EXERCISE: Transcribe all of the material exactly. Any picture in it should be left out.

MATERIAL TO PROCESS:
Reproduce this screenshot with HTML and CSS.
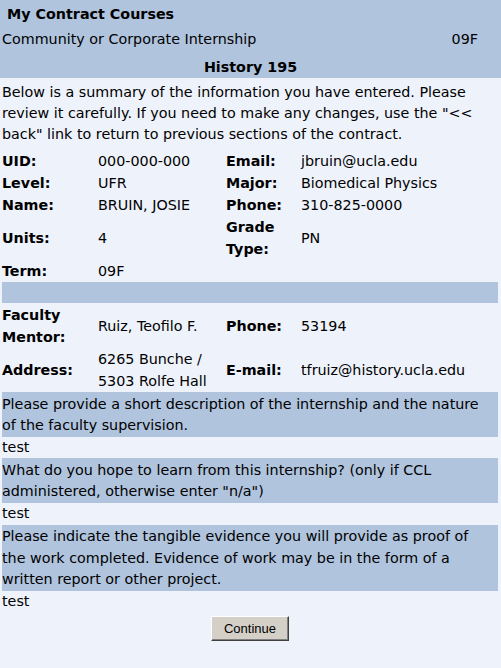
FILE: index.html
```html
<!DOCTYPE html>
<html>
<head>
<meta charset="utf-8">
<title>My Contract Courses</title>
<link rel="stylesheet" href="styles.css">
</head>
<body>
<div class="top">
  <div class="title">My Contract Courses</div>
  <div class="course"><span>Community or Corporate Internship</span><span class="term">09F</span></div>
  <div class="course-num">History 195</div>
</div>
<div class="main">
  <p class="intro">Below is a summary of the information you have entered. Please review it carefully. If you need to make any changes, use the "&lt;&lt; back" link to return to previous sections of the contract.</p>
  <div class="info student">
    <div class="lbl">UID:</div><div class="val">000-000-000</div><div class="lbl">Email:</div><div class="val">jbruin@ucla.edu</div>
    <div class="lbl">Level:</div><div class="val">UFR</div><div class="lbl">Major:</div><div class="val">Biomedical Physics</div>
    <div class="lbl">Name:</div><div class="val">BRUIN, JOSIE</div><div class="lbl">Phone:</div><div class="val">310-825-0000</div>
    <div class="lbl">Units:</div><div class="val">4</div><div class="lbl">Grade Type:</div><div class="val">PN</div>
    <div class="lbl">Term:</div><div class="val">09F</div><div></div><div></div>
  </div>
  <div class="bar"></div>
  <div class="info mentor">
    <div class="lbl">Faculty Mentor:</div><div class="val">Ruiz, Teofilo F.</div><div class="lbl">Phone:</div><div class="val">53194</div>
    <div class="lbl">Address:</div><div class="val addr">6265 Bunche / 5303 Rolfe Hall</div><div class="lbl">E-mail:</div><div class="val">tfruiz@history.ucla.edu</div>
  </div>
  <div class="q q1">Please provide a short description of the internship and the nature of the faculty supervision.</div>
  <div class="ans">test</div>
  <div class="q q2">What do you hope to learn from this internship? (only if CCL administered, otherwise enter "n/a")</div>
  <div class="ans">test</div>
  <div class="q q3">Please indicate the tangible evidence you will provide as proof of the work completed. Evidence of work may be in the form of a written report or other project.</div>
  <div class="ans">test</div>
  <div class="actions"><button class="btn" type="button">Continue</button></div>
</div>
</body>
</html>
```
FILE: styles.css
```css
html, body {
  margin: 0;
  padding: 0;
  background: #eef2fb;
  height: 100%;
}
body {
  font-family: "DejaVu Sans", Verdana, sans-serif;
  font-size: 14.3px;
  color: #000;
}
.top {
  background: #b0c4de;
  height: 78px;
}
.title {
  font-weight: bold;
  height: 26px;
  line-height: 28px;
  padding-left: 7px;
}
.course {
  display: flex;
  justify-content: space-between;
  height: 26px;
  line-height: 27px;
  padding: 0 23px 0 2px;
}
.course-num {
  font-weight: bold;
  text-align: center;
  height: 26px;
  line-height: 30px;
}
.main {
  width: 496px;
  margin-left: 2px;
}
.intro {
  margin: 0;
  padding-top: 4px;
  line-height: 21px;
}
.info {
  display: grid;
  grid-template-columns: 96px 128px 75px 1fr;
  line-height: 22px;
  align-items: center;
}
.student {
  margin-top: 5px;
}
.lbl {
  font-weight: bold;
}
.bar {
  background: #b0c4de;
  height: 21px;
}
.mentor {
  padding-top: 1px;
}
.mentor .lbl, .mentor .val {
  line-height: 22px;
}
.q {
  background: #b0c4de;
  line-height: 21px;
  padding: 2px 6px 1px 0;
}
.q3 {
  margin-top: 1px;
  line-height: 21.5px;
  padding: 1px 6px 0 0;
}
.ans {
  line-height: 21px;
}
.actions {
  text-align: center;
  padding-top: 4px;
}
.btn {
  font-family: "Liberation Sans", Arial, sans-serif;
  font-size: 13px;
  width: 78px;
  height: 25px;
  background: #d4d0c8;
  border: 1px solid;
  border-color: #fff #404040 #404040 #fff;
  box-shadow: inset -1px -1px #808080;
  padding: 0;
  color: #000;
}
```
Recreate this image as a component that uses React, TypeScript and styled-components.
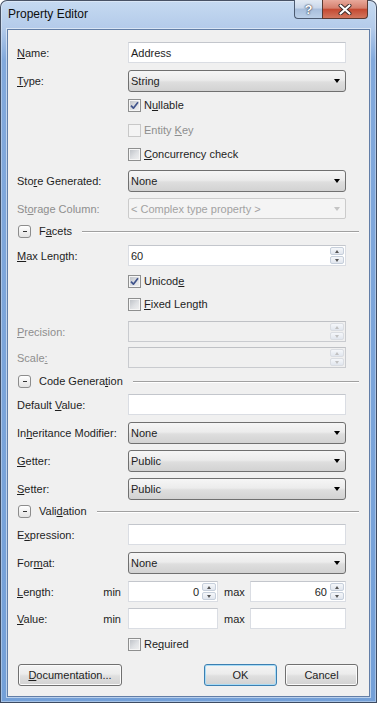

TASK SOLUTION:
Reproduce this screenshot with HTML and CSS.
FILE: index.html
```html
<!DOCTYPE html>
<html>
<head>
<meta charset="utf-8">
<title>My Contract Courses</title>
<link rel="stylesheet" href="styles.css">
</head>
<body>
<div class="top">
  <div class="title">My Contract Courses</div>
  <div class="course"><span>Community or Corporate Internship</span><span class="term">09F</span></div>
  <div class="course-num">History 195</div>
</div>
<div class="main">
  <p class="intro">Below is a summary of the information you have entered. Please review it carefully. If you need to make any changes, use the "&lt;&lt; back" link to return to previous sections of the contract.</p>
  <div class="info student">
    <div class="lbl">UID:</div><div class="val">000-000-000</div><div class="lbl">Email:</div><div class="val">jbruin@ucla.edu</div>
    <div class="lbl">Level:</div><div class="val">UFR</div><div class="lbl">Major:</div><div class="val">Biomedical Physics</div>
    <div class="lbl">Name:</div><div class="val">BRUIN, JOSIE</div><div class="lbl">Phone:</div><div class="val">310-825-0000</div>
    <div class="lbl">Units:</div><div class="val">4</div><div class="lbl">Grade Type:</div><div class="val">PN</div>
    <div class="lbl">Term:</div><div class="val">09F</div><div></div><div></div>
  </div>
  <div class="bar"></div>
  <div class="info mentor">
    <div class="lbl">Faculty Mentor:</div><div class="val">Ruiz, Teofilo F.</div><div class="lbl">Phone:</div><div class="val">53194</div>
    <div class="lbl">Address:</div><div class="val addr">6265 Bunche / 5303 Rolfe Hall</div><div class="lbl">E-mail:</div><div class="val">tfruiz@history.ucla.edu</div>
  </div>
  <div class="q q1">Please provide a short description of the internship and the nature of the faculty supervision.</div>
  <div class="ans">test</div>
  <div class="q q2">What do you hope to learn from this internship? (only if CCL administered, otherwise enter "n/a")</div>
  <div class="ans">test</div>
  <div class="q q3">Please indicate the tangible evidence you will provide as proof of the work completed. Evidence of work may be in the form of a written report or other project.</div>
  <div class="ans">test</div>
  <div class="actions"><button class="btn" type="button">Continue</button></div>
</div>
</body>
</html>
```
FILE: styles.css
```css
html, body {
  margin: 0;
  padding: 0;
  background: #eef2fb;
  height: 100%;
}
body {
  font-family: "DejaVu Sans", Verdana, sans-serif;
  font-size: 14.3px;
  color: #000;
}
.top {
  background: #b0c4de;
  height: 78px;
}
.title {
  font-weight: bold;
  height: 26px;
  line-height: 28px;
  padding-left: 7px;
}
.course {
  display: flex;
  justify-content: space-between;
  height: 26px;
  line-height: 27px;
  padding: 0 23px 0 2px;
}
.course-num {
  font-weight: bold;
  text-align: center;
  height: 26px;
  line-height: 30px;
}
.main {
  width: 496px;
  margin-left: 2px;
}
.intro {
  margin: 0;
  padding-top: 4px;
  line-height: 21px;
}
.info {
  display: grid;
  grid-template-columns: 96px 128px 75px 1fr;
  line-height: 22px;
  align-items: center;
}
.student {
  margin-top: 5px;
}
.lbl {
  font-weight: bold;
}
.bar {
  background: #b0c4de;
  height: 21px;
}
.mentor {
  padding-top: 1px;
}
.mentor .lbl, .mentor .val {
  line-height: 22px;
}
.q {
  background: #b0c4de;
  line-height: 21px;
  padding: 2px 6px 1px 0;
}
.q3 {
  margin-top: 1px;
  line-height: 21.5px;
  padding: 1px 6px 0 0;
}
.ans {
  line-height: 21px;
}
.actions {
  text-align: center;
  padding-top: 4px;
}
.btn {
  font-family: "Liberation Sans", Arial, sans-serif;
  font-size: 13px;
  width: 78px;
  height: 25px;
  background: #d4d0c8;
  border: 1px solid;
  border-color: #fff #404040 #404040 #fff;
  box-shadow: inset -1px -1px #808080;
  padding: 0;
  color: #000;
}
```
Recreate this image as a component that uses React, TypeScript and styled-components.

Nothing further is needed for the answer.